2. Making the filter sweep too extreme too early
- Why it hurts: if the highs disappear instantly, the breakdown feels like a hard mute instead of tape wear.
- Fix: automate the cutoff gradually over 2–4 bars and keep some midrange present until the last section.
3. Using too much Redux or bit reduction
- Why it hurts: it turns the edit into crunchy digital aliasing instead of believable haze.
- Fix: back off the reduction and combine it with subtle saturation and filtering instead.
4. Soloing the effect and ignoring the full arrangement
- Why it hurts: a haze edit can sound cool alone but wreck the groove against drums and bass.
- Fix: audition the move with the kick, snare, sub, and one key musical element always playing.
5. Letting the breakdown lose all rhythmic identity
- Why it hurts: in DnB, the listener needs a phrase to latch onto; otherwise the energy collapses.
- Fix: preserve a clear snare location, ghost-hit pattern, or fill shape so the groove remains readable.
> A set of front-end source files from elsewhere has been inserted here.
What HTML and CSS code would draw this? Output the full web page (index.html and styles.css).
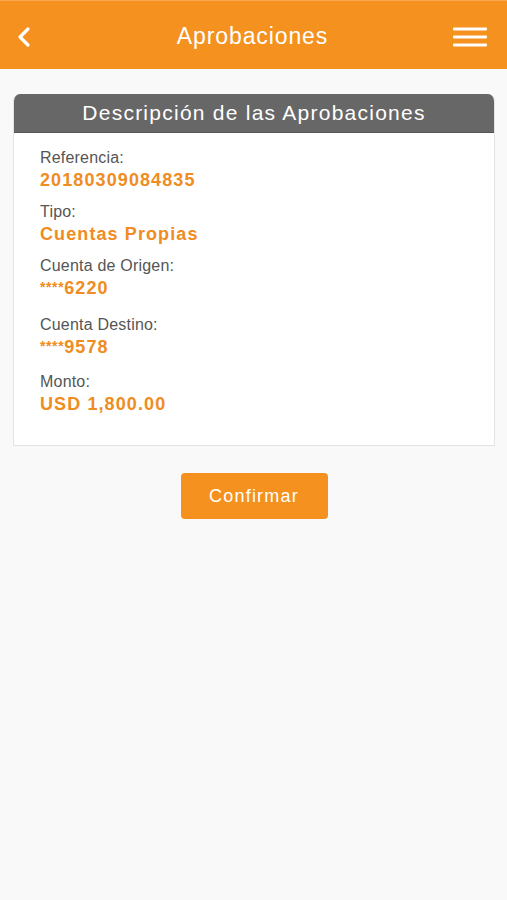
FILE: index.html
```html
<!DOCTYPE html>
<html lang="es">
<head>
<meta charset="utf-8">
<title>Aprobaciones</title>
<link rel="stylesheet" href="styles.css">
</head>
<body>
<header class="topbar">
  <svg class="back" width="16" height="22" viewBox="0 0 16 22"><path d="M12 3 L4 11 L12 19" fill="none" stroke="#fff" stroke-width="3.2" stroke-linecap="round" stroke-linejoin="round"/></svg>
  <h1 class="title">Aprobaciones</h1>
  <svg class="menu" width="36" height="22" viewBox="0 0 36 22"><rect x="0" y="1.5" width="34" height="3" rx="1" fill="#fff"/><rect x="0" y="9.5" width="34" height="3" rx="1" fill="#fff"/><rect x="0" y="17.5" width="34" height="3" rx="1" fill="#fff"/></svg>
</header>
<main class="content">
  <section class="card">
    <div class="card-head">Descripción de las Aprobaciones</div>
    <div class="card-body">
      <div class="item"><div class="label">Referencia:</div><div class="value">20180309084835</div></div>
      <div class="item"><div class="label">Tipo:</div><div class="value">Cuentas Propias</div></div>
      <div class="item"><div class="label">Cuenta de Origen:</div><div class="value"><span class="stars">****</span>6220</div></div>
      <div class="item wide"><div class="label">Cuenta Destino:</div><div class="value"><span class="stars">****</span>9578</div></div>
      <div class="item wide2"><div class="label">Monto:</div><div class="value">USD 1,800.00</div></div>
    </div>
  </section>
  <div class="actions"><button class="btn">Confirmar</button></div>
</main>
</body>
</html>
```
FILE: styles.css
```css
html, body {
  margin: 0;
  padding: 0;
  background: #f9f9f9;
  font-family: "Liberation Sans", Arial, sans-serif;
}
.topbar {
  height: 69px;
  background: #f5911f;
  display: grid;
  grid-template-columns: 1fr auto 1fr;
  align-items: center;
  padding: 3px 18px 0 16px;
  box-sizing: border-box;
  border-top: 1px solid #f7a850;
}
.back { display: block; justify-self: start; }
.menu { display: block; justify-self: end; }
.title {
  margin: 0;
  color: #fff;
  font-weight: normal;
  font-size: 23px;
  letter-spacing: 0.9px;
}
.content {
  padding: 25px 12px 0 13px;
}
.card {
  background: #fff;
  border: 1px solid #e3e3e3;
  border-top: none;
  border-radius: 7px 7px 0 0;
  overflow: hidden;
}
.card-head {
  background: #676767;
  color: #fff;
  height: 38px;
  line-height: 37px;
  text-align: center;
  font-size: 21px;
  letter-spacing: 1.25px;
  border-bottom: 1px solid #555;
}
.card-body {
  padding: 15px 26px 30px;
}
.item { margin-top: 11px; }
.item:first-child { margin-top: 0; }
.item.wide { margin-top: 15px; }
.item.wide2 { margin-top: 13px; }
.label {
  color: #555;
  font-size: 16px;
  line-height: 20px;
  letter-spacing: 0.2px;
}
.value {
  color: #ef8c22;
  font-size: 18px;
  font-weight: bold;
  line-height: 22px;
  letter-spacing: 1.1px;
  margin-top: 1px;
}
.stars {
  font-size: 14px;
  letter-spacing: 0.6px;
  position: relative;
  top: -2px;
}
.actions {
  display: flex;
  justify-content: center;
  padding-top: 27px;
}
.btn {
  width: 147px;
  height: 46px;
  border: none;
  border-radius: 4px;
  background: #f5911f;
  color: #fff;
  font-family: "Liberation Sans", Arial, sans-serif;
  font-size: 18px;
  letter-spacing: 1.2px;
}
```
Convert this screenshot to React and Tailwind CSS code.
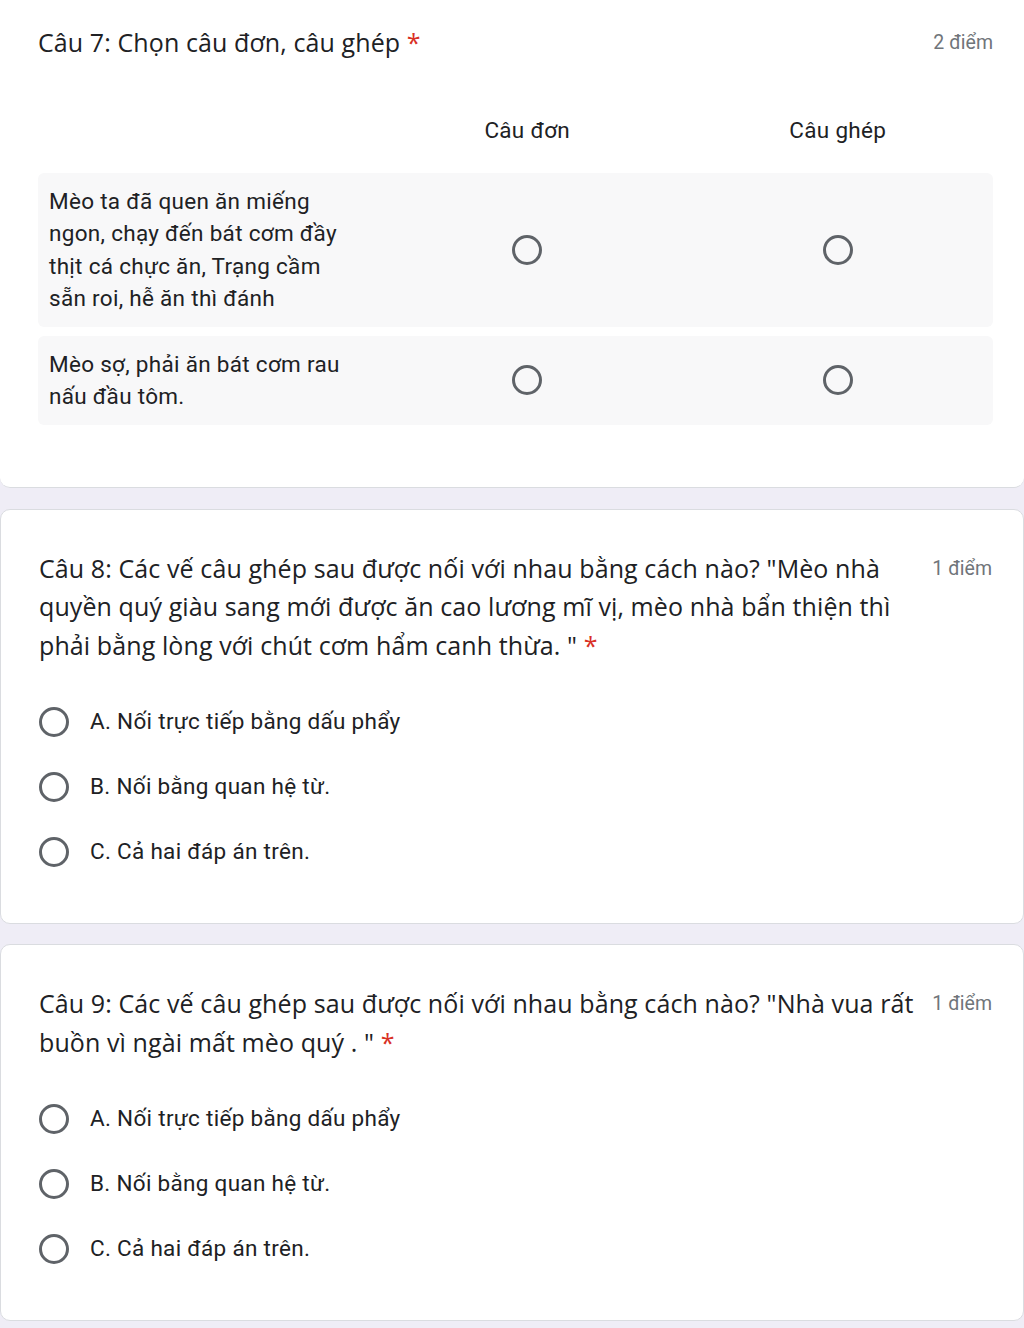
import React from "react";

const options = ["A. Nối trực tiếp bằng dấu phẩy", "B. Nối bằng quan hệ từ.", "C. Cả hai đáp án trên."];

const gridRows = [
  "Mèo ta đã quen ăn miếng ngon, chạy đến bát cơm đầy thịt cá chực ăn, Trạng cầm sẵn roi, hễ ăn thì đánh",
  "Mèo sợ, phải ăn bát cơm rau nấu đầu tôm.",
];

const body = "text-[22.5px] tracking-[0.3px] text-[#202124] [font-family:Roboto,sans-serif]";

function Radio() {
  return <span className="block size-[30px] shrink-0 rounded-full border-[3px] border-[#5f6368]" />;
}

function Title({ text, points }) {
  return (
    <div className="flex items-start justify-between gap-[10px]">
      <h2 className="flex-1 text-[25px] leading-[38.5px] tracking-[0.1px] text-[#202124] [font-family:'Open_Sans',sans-serif]">
        {text} <span className="text-[#d93025]">*</span>
      </h2>
      <span className="shrink-0 pt-[9px] text-[19.5px] leading-[22px] text-[#70757a] [font-family:Roboto,sans-serif]">
        {points}
      </span>
    </div>
  );
}

function ChoiceCard({ text, points }) {
  return (
    <section className="rounded-[10px] border border-[#dadce0] bg-white pl-[38px] pr-[31px] pt-[39px] pb-[39px]">
      <Title text={text} points={points} />
      <div className="mt-[25px] flex flex-col">
        {options.map((o) => (
          <div key={o} className="flex h-[65px] items-center gap-[21px]">
            <Radio />
            <span className={body}>{o}</span>
          </div>
        ))}
      </div>
    </section>
  );
}

export default function App() {
  return (
    <div className="min-h-[1328px] bg-[#efedf6]">
      {/* Câu 7 - grid */}
      <section className="rounded-b-[10px] border-b border-[#dadce0] bg-white pl-[38px] pr-[31px] pt-[23px] pb-[62px]">
        <Title text="Câu 7: Chọn câu đơn, câu ghép" points="2 điểm" />
        <div className={"mt-[49px] grid h-[40px] grid-cols-[334px_1fr_1fr] items-center " + body}>
          <span />
          <span className="text-center">Câu đơn</span>
          <span className="text-center">Câu ghép</span>
        </div>
        <div className="mt-[22px] flex flex-col gap-[9px]">
          {gridRows.map((r) => (
            <div key={r} className="grid grid-cols-[334px_1fr_1fr] items-center rounded-[6px] bg-[#f8f8f9] py-[12px]">
              <p className={"pl-[11px] pr-[14px] leading-[32.5px] " + body}>{r}</p>
              <div className="flex justify-center"><Radio /></div>
              <div className="flex justify-center"><Radio /></div>
            </div>
          ))}
        </div>
      </section>

      <div className="h-[21px]" />
      <ChoiceCard
        text={'Câu 8: Các vế câu ghép sau được nối với nhau bằng cách nào? "Mèo nhà quyền quý giàu sang mới được ăn cao lương mĩ vị, mèo nhà bẩn thiện thì phải bằng lòng với chút cơm hẩm canh thừa. "'}
        points="1 điểm"
      />
      <div className="h-[20px]" />
      <ChoiceCard
        text={'Câu 9: Các vế câu ghép sau được nối với nhau bằng cách nào? "Nhà vua rất buồn vì ngài mất mèo quý . "'}
        points="1 điểm"
      />
    </div>
  );
}
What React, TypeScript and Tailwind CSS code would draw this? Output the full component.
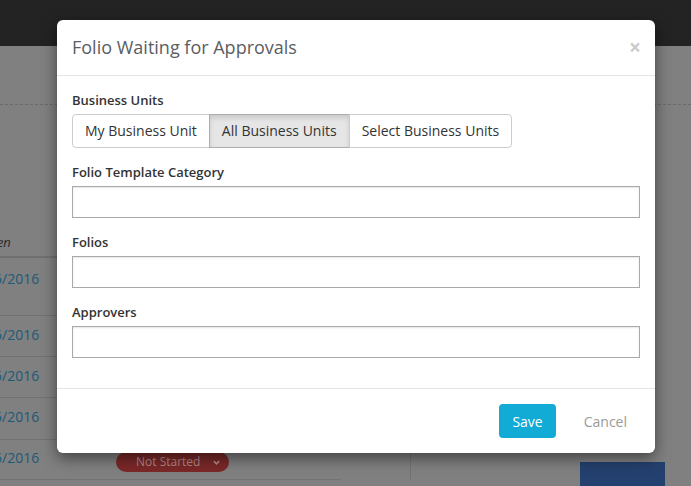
import React from "react";

const dates = [
  { h: "h-[58px]" },
  { h: "h-[41px]" },
  { h: "h-[41px]" },
  { h: "h-[42px]" },
  { h: "h-[40px]" },
];

export default function App() {
  return (
    <div className="relative w-[691px] h-[486px] overflow-hidden bg-[#808080] font-['Open_Sans',sans-serif]">
      {/* background page (dimmed) */}
      <div className="h-[46px] bg-[#232323]" />
      <div className="h-[59px] border-b border-dashed border-[#6a6a6a]" />
      <div className="flex">
        <div className="w-[341px] pt-[127px]">
          <div className="h-[26px] border-b-2 border-[#707070] text-[13px] italic text-[#2a2a2a] leading-[20px] -ml-[20px]">
            Open
          </div>
          {dates.map((d, i) => (
            <div
              key={i}
              className={`${d.h} border-b border-[#727272] flex ${i === 0 ? "items-start pt-[10px]" : "items-center pb-[4px]"} relative`}
            >
              <span className="-ml-[14px] text-[14px] text-[#1c5a78]">05/2016</span>
              {i === 4 && (
                <div className="absolute left-[116px] top-[12px] w-[113px] h-[20px] rounded-full bg-[#7b2828] flex items-center pl-[20px] text-[12px] text-[#b58a8a]">
                  Not Started
                  <svg className="ml-auto mr-[8px]" width="9" height="9" viewBox="0 0 10 10">
                    <path d="M2 3.5 L5 6.5 L8 3.5" fill="none" stroke="#b58a8a" strokeWidth="1.8" />
                  </svg>
                </div>
              )}
            </div>
          ))}
        </div>
        <div className="w-[69px]" />
        <div className="flex-1 border-l border-[#737373] relative">
          <div className="absolute left-[169px] top-[357px] w-[85px] h-[30px] bg-[#24406e]" />
        </div>
      </div>

      {/* modal */}
      <div className="absolute left-[57px] top-[20px] w-[598px] bg-white rounded-[6px] shadow-[0_5px_15px_rgba(0,0,0,0.5)]">
        <div className="px-[15px] py-[15px] border-b border-[#e5e5e5] flex items-center">
          <h4 className="text-[18px] leading-[25px] text-[#5a5d62]">Folio Waiting for Approvals</h4>
          <span className="ml-auto -mr-[1px] text-[21px] leading-[21px] font-bold text-[#cccccc]">×</span>
        </div>
        <div className="p-[15px] text-[#333]">
          <div className="mb-[15px]">
            <div className="text-[13px] font-semibold leading-[18px] mb-[5px]">Business Units</div>
            <div className="inline-flex text-[14px] leading-[20px]">
              <button className="px-[12px] py-[6px] border border-[#cccccc] rounded-l-[4px] bg-white text-[#333]">
                My Business Unit
              </button>
              <button className="px-[12px] py-[6px] border border-[#adadad] -ml-px bg-[#e6e6e6] text-[#333] shadow-[inset_0_3px_5px_rgba(0,0,0,0.125)]">
                All Business Units
              </button>
              <button className="px-[12px] py-[6px] border border-[#cccccc] -ml-px rounded-r-[4px] bg-white text-[#333]">
                Select Business Units
              </button>
            </div>
          </div>
          {["Folio Template Category", "Folios", "Approvers"].map((l) => (
            <div key={l} className="mb-[15px]">
              <div className="text-[13px] font-semibold leading-[18px] mb-[5px]">{l}</div>
              <div className="h-[32px] w-full border border-[#a9a9a9] bg-white shadow-[inset_0_1px_2px_rgba(0,0,0,0.1)]" />
            </div>
          ))}
        </div>
        <div className="p-[15px] border-t border-[#e5e5e5] flex justify-end items-center gap-[15px]">
          <button className="h-[34px] px-[13px] rounded-[4px] bg-[#12abd6] text-white text-[14px]">Save</button>
          <button className="h-[34px] px-[13px] text-[14px] text-[#9a9a9a]">Cancel</button>
        </div>
      </div>
    </div>
  );
}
6. Over-widening the degraded layer
- Why it hurts: the section may sound big in headphones but unstable or weak in mono.
- Fix: keep the most important haze elements centered; widen only higher textures and check mono compatibility.
7. Not designing the return
- Why it hurts: the haze feels like an ending, not a setup.
- Fix: automate a final cue — reverse hit, fill, filter snap, or impact — so the drop lands with purpose.
Pro Tips for Darker / Heavier DnB
Mini Practice Exercise
Goal: Create a 4-bar tape haze breakdown that sounds like a believable DnB transition, not a generic lo-fi effect.
Time box: 15 minutes
Constraints:
Deliverable:
Quick self-check:
Recap
A strong tape haze edit in DnB is controlled degradation with arrangement purpose. Keep the sub clean, automate the haze in stages, and make sure the groove still reads while the top end softens and smears. Use stock Ableton devices like EQ Eight, Saturator, Auto Filter, and optionally Redux to shape the texture, then check the result in full context with drums and bass. If the breakdown still feels musical, tension-building, and ready to snap back into the drop, you’ve nailed it.